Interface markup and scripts
+++
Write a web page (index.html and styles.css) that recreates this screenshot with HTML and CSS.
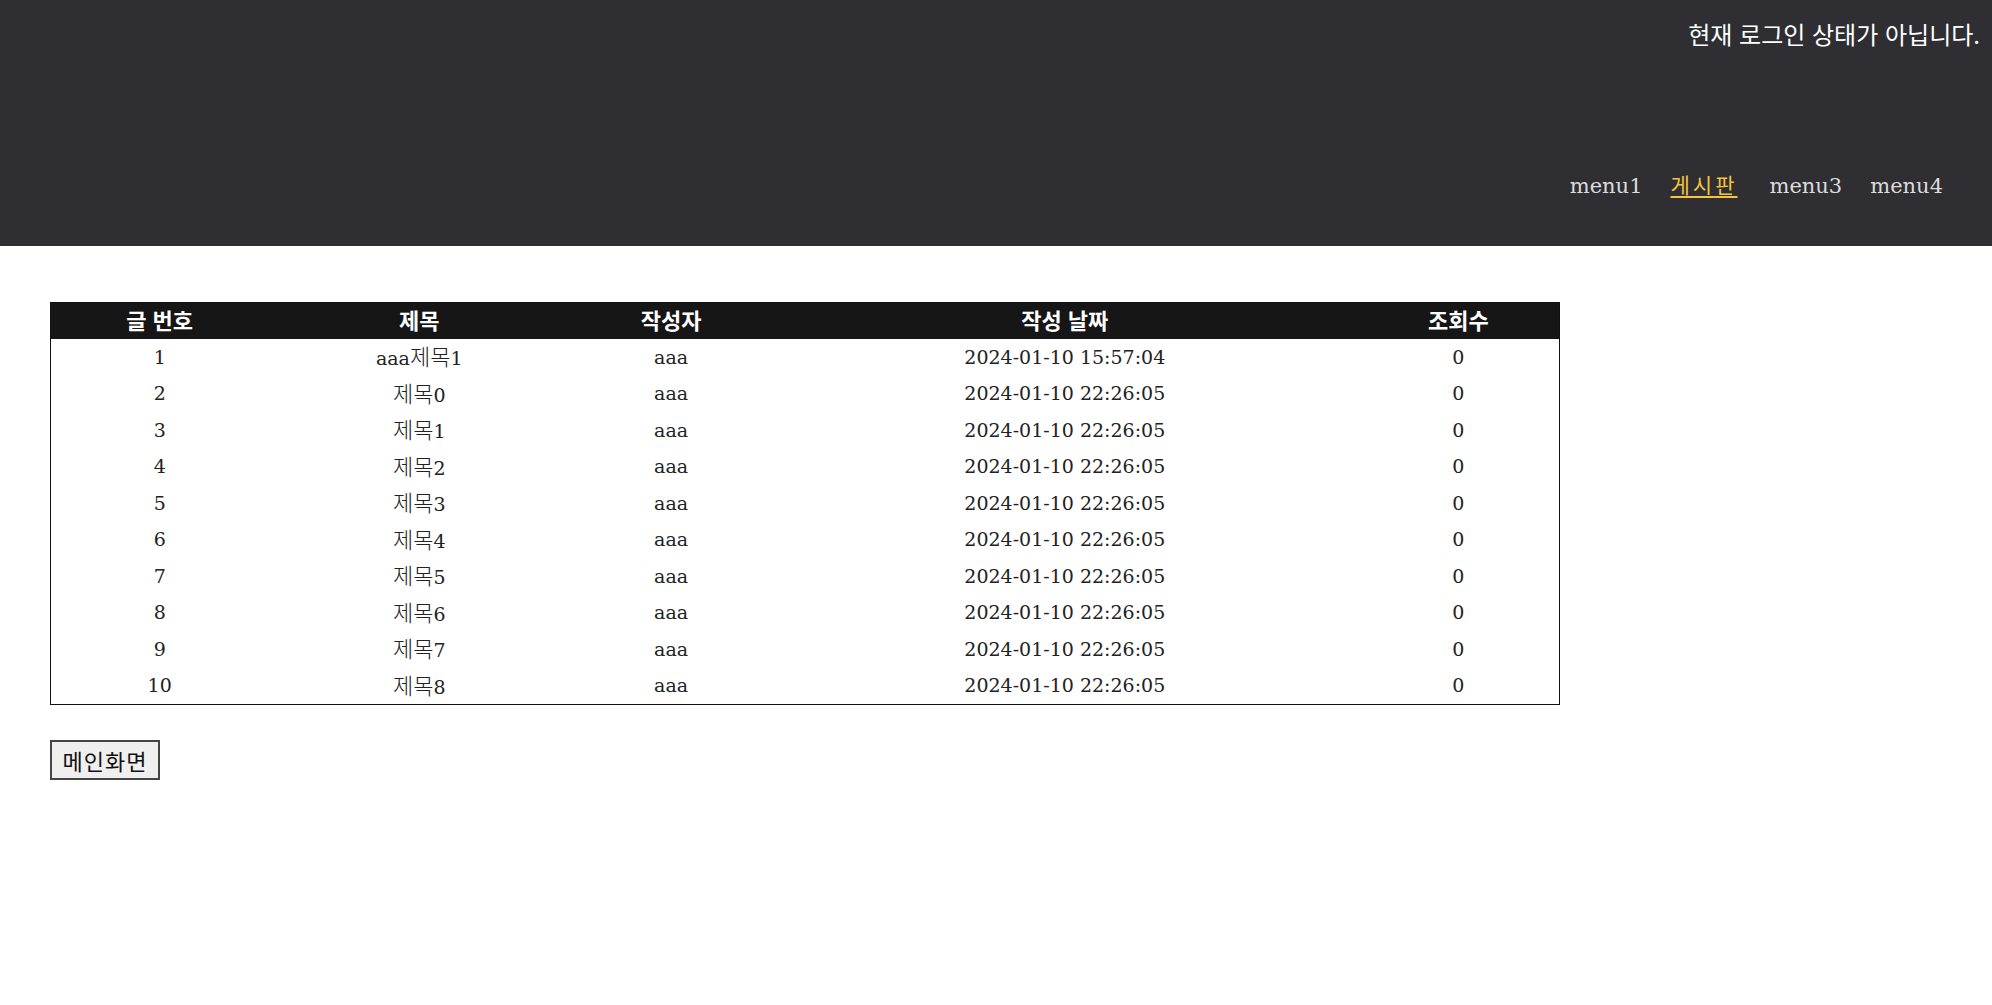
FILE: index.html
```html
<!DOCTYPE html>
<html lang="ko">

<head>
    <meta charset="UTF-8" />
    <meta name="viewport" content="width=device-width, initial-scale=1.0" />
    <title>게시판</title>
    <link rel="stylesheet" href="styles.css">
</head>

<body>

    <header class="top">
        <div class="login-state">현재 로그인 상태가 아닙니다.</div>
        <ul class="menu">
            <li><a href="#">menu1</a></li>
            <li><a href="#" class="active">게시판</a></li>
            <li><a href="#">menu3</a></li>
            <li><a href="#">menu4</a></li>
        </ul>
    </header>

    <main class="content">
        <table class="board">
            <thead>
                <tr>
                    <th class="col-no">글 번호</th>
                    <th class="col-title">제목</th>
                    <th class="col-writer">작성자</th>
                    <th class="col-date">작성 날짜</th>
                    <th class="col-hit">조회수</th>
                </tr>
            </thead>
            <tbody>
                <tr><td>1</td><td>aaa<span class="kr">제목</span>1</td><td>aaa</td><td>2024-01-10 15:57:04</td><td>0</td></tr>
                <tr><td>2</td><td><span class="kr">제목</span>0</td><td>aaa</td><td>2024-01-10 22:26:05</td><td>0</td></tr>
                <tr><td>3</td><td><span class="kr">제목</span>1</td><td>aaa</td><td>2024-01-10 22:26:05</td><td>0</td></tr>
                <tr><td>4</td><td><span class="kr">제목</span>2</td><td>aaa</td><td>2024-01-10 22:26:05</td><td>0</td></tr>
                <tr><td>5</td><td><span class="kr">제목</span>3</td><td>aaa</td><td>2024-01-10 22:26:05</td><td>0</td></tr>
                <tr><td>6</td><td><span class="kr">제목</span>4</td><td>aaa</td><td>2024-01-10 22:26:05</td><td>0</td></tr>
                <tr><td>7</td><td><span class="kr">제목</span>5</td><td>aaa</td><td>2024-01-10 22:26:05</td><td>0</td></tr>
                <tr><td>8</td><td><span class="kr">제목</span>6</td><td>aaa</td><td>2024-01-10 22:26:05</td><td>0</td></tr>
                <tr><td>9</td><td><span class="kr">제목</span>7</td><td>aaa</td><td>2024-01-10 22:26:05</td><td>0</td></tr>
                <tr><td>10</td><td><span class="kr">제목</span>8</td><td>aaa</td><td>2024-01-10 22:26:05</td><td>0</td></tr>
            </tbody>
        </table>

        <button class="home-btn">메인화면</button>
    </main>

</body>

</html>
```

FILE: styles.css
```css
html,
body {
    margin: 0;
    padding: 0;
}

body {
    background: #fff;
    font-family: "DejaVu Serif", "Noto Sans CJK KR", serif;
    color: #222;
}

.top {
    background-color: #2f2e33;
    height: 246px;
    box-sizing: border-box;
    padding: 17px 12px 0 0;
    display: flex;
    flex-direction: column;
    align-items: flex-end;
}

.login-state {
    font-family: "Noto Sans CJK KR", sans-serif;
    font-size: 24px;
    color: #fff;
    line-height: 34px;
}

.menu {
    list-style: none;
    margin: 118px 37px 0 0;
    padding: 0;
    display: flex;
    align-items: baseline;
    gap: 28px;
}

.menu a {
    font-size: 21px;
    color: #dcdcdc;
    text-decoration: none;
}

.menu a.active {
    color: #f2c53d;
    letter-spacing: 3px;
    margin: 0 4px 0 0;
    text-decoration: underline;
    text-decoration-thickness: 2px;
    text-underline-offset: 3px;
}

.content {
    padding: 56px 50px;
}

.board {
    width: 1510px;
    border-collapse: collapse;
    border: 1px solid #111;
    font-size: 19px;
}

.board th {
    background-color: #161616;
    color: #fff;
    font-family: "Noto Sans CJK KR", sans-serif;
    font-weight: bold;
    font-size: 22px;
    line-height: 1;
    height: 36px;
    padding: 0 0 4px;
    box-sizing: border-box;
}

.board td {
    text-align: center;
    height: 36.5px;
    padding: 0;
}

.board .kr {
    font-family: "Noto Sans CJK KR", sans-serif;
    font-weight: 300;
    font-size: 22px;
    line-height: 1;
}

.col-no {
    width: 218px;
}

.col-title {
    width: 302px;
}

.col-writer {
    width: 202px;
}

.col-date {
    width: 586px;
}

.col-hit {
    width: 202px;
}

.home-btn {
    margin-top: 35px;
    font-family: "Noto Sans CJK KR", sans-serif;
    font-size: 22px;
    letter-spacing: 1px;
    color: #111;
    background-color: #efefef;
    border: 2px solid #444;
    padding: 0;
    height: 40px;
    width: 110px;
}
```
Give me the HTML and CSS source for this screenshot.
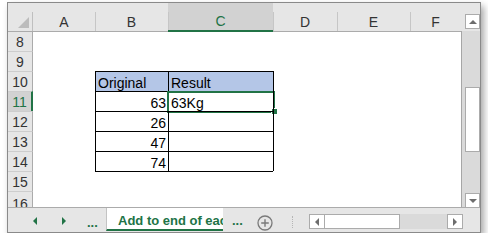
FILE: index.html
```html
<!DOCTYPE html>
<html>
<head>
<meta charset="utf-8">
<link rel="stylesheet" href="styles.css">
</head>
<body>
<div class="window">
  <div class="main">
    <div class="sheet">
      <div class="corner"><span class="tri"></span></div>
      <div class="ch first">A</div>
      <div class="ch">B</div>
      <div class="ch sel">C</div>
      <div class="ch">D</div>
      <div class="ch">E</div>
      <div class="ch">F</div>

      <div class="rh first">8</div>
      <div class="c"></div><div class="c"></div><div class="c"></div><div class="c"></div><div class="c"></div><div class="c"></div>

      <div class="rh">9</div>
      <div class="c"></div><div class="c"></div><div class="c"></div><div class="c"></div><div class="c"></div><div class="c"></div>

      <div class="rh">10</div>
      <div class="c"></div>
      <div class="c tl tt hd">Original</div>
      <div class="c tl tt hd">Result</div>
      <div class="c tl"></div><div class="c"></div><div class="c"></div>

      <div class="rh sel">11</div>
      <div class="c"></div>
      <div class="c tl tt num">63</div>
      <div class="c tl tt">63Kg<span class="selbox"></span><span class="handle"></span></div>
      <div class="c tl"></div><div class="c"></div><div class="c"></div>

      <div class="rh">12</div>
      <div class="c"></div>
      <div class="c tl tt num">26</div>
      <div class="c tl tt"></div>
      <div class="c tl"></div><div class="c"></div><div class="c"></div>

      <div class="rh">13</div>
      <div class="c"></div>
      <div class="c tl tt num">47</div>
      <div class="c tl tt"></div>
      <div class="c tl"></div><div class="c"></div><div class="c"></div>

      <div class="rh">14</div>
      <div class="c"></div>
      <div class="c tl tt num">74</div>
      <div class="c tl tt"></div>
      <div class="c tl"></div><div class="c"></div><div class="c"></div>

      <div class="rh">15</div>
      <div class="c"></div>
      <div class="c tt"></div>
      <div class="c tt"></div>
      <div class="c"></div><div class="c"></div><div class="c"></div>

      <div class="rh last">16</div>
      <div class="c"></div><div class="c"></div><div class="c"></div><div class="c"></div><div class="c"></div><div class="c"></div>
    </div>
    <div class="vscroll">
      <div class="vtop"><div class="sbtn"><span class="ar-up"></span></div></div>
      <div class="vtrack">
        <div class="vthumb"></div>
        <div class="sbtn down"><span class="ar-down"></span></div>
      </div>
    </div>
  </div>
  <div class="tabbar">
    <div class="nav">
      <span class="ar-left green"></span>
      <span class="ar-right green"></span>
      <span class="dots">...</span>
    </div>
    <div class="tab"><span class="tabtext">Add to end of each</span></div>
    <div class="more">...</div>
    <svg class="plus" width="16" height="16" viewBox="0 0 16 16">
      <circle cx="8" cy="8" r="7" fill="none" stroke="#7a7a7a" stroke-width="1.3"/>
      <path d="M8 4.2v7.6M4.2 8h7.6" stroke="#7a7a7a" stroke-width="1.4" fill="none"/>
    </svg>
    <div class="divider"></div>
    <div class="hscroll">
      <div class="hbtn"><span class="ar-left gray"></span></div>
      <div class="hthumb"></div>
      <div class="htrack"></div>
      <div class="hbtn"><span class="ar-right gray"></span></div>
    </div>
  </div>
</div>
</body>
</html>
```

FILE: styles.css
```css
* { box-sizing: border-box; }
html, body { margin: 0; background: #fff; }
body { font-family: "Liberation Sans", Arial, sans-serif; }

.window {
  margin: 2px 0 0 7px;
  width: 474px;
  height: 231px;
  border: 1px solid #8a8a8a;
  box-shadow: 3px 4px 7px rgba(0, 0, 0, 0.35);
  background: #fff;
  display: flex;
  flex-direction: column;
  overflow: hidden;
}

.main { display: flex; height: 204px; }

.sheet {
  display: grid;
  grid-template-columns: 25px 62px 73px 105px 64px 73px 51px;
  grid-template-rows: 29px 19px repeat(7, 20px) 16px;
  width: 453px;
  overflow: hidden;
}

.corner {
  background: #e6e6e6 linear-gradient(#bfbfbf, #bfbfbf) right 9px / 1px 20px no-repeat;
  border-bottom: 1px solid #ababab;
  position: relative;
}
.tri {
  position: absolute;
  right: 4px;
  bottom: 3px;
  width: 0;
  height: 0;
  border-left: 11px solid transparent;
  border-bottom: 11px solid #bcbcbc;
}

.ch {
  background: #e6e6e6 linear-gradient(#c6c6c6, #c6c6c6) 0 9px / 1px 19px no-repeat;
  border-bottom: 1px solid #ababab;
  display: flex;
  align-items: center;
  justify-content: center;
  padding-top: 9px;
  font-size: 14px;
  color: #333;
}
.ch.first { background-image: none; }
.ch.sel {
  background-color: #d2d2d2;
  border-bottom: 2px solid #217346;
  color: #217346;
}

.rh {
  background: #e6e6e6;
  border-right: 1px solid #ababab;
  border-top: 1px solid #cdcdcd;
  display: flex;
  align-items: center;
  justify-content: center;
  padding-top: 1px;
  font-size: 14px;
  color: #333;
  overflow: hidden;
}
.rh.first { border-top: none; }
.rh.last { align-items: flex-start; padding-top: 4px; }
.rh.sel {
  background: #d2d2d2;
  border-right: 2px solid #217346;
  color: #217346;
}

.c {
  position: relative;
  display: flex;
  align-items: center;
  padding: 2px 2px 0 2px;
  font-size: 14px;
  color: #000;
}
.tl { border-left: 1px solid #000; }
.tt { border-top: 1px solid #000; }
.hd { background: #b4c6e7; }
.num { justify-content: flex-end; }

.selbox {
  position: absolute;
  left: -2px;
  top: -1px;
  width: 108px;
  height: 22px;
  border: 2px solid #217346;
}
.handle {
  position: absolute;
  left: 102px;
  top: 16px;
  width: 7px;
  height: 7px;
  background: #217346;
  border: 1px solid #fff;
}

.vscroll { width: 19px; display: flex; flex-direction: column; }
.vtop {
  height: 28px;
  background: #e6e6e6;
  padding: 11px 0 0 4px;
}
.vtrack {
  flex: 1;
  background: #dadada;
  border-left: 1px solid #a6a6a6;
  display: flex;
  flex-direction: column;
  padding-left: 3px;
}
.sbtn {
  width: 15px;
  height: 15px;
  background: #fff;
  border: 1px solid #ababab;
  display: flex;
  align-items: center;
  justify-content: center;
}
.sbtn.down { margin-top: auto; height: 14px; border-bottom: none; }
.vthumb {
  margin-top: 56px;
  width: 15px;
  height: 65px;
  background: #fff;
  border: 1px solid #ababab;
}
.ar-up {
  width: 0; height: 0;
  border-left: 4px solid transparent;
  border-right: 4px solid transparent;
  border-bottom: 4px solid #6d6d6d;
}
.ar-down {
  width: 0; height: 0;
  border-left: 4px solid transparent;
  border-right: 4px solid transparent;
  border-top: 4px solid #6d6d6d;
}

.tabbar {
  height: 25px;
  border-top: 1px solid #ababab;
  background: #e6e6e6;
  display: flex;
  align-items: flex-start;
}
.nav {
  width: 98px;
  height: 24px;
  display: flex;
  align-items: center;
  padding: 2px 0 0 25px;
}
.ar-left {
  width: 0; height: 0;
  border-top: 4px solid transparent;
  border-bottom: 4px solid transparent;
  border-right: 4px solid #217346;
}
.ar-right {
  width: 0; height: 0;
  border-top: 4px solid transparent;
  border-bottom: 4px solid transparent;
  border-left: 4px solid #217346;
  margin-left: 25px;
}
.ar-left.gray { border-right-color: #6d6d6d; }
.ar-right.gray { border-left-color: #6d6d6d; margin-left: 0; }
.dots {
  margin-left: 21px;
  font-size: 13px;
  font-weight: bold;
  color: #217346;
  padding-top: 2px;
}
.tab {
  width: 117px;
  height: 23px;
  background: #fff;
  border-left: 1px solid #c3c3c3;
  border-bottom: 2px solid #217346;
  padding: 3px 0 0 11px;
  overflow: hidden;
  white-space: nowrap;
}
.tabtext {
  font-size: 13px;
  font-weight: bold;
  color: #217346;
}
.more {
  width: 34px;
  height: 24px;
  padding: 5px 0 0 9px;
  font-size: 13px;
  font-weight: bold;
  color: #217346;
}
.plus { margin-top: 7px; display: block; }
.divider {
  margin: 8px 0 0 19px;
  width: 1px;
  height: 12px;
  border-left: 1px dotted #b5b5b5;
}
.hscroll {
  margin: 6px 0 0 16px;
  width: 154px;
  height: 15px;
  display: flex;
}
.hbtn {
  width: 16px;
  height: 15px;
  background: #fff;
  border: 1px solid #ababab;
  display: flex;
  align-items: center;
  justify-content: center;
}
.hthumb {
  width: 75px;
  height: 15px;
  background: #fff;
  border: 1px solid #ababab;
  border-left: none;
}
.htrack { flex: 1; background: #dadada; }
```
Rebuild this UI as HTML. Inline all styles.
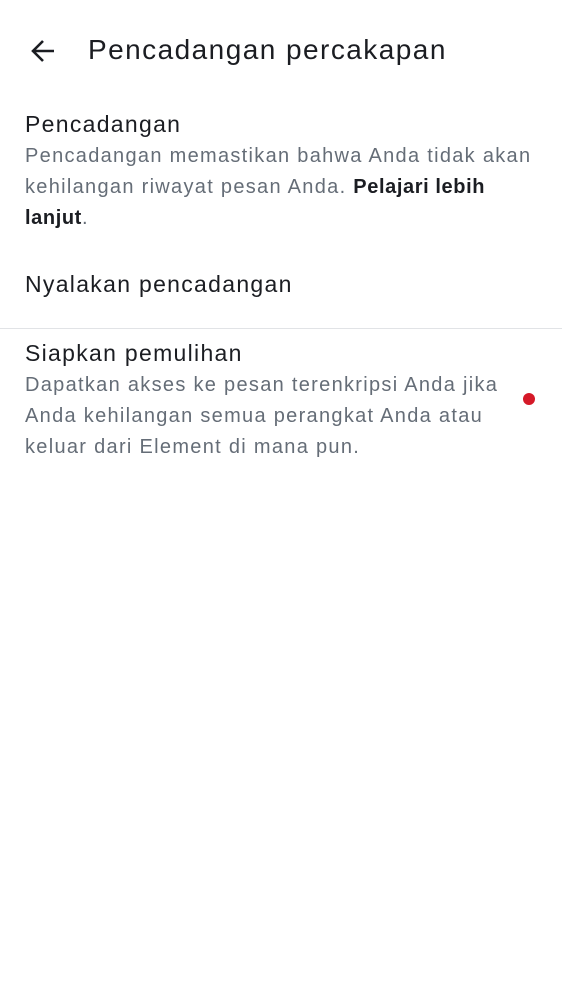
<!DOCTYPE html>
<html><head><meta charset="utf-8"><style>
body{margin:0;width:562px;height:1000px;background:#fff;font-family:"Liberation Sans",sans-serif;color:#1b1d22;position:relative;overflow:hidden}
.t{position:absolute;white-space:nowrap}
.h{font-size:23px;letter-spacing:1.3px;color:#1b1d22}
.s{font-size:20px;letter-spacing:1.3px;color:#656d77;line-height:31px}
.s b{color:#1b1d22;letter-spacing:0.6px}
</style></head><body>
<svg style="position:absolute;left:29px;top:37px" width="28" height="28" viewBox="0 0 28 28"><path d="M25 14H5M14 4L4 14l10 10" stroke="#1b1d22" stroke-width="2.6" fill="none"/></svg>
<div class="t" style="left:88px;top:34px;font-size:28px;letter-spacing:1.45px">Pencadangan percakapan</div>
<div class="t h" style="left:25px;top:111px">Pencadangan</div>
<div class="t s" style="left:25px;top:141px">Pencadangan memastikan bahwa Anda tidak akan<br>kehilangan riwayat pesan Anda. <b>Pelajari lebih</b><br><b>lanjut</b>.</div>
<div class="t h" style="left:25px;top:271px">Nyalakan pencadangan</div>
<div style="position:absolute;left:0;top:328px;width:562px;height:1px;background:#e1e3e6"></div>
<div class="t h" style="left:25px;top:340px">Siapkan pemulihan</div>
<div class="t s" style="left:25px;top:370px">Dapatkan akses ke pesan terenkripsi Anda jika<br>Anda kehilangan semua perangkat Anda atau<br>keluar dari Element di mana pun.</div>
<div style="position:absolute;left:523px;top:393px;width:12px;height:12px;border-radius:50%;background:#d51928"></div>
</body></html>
+++
> [Description of the task] Pictures are not part of the copy; reproduce exactly and only the lines from the line containing "Rebuild this UI as HTML. Inline all styles." through the end of the listing.

> [The reply]
Rebuild this UI as HTML. Inline all styles.
<!DOCTYPE html>
<html><head><meta charset="utf-8"><style>
body{margin:0;width:562px;height:1000px;background:#fff;font-family:"Liberation Sans",sans-serif;color:#1b1d22;position:relative;overflow:hidden}
.t{position:absolute;white-space:nowrap}
.h{font-size:23px;letter-spacing:1.3px;color:#1b1d22}
.s{font-size:20px;letter-spacing:1.3px;color:#656d77;line-height:31px}
.s b{color:#1b1d22;letter-spacing:0.6px}
</style></head><body>
<svg style="position:absolute;left:29px;top:37px" width="28" height="28" viewBox="0 0 28 28"><path d="M25 14H5M14 4L4 14l10 10" stroke="#1b1d22" stroke-width="2.6" fill="none"/></svg>
<div class="t" style="left:88px;top:34px;font-size:28px;letter-spacing:1.45px">Pencadangan percakapan</div>
<div class="t h" style="left:25px;top:111px">Pencadangan</div>
<div class="t s" style="left:25px;top:141px">Pencadangan memastikan bahwa Anda tidak akan<br>kehilangan riwayat pesan Anda. <b>Pelajari lebih</b><br><b>lanjut</b>.</div>
<div class="t h" style="left:25px;top:271px">Nyalakan pencadangan</div>
<div style="position:absolute;left:0;top:328px;width:562px;height:1px;background:#e1e3e6"></div>
<div class="t h" style="left:25px;top:340px">Siapkan pemulihan</div>
<div class="t s" style="left:25px;top:370px">Dapatkan akses ke pesan terenkripsi Anda jika<br>Anda kehilangan semua perangkat Anda atau<br>keluar dari Element di mana pun.</div>
<div style="position:absolute;left:523px;top:393px;width:12px;height:12px;border-radius:50%;background:#d51928"></div>
</body></html>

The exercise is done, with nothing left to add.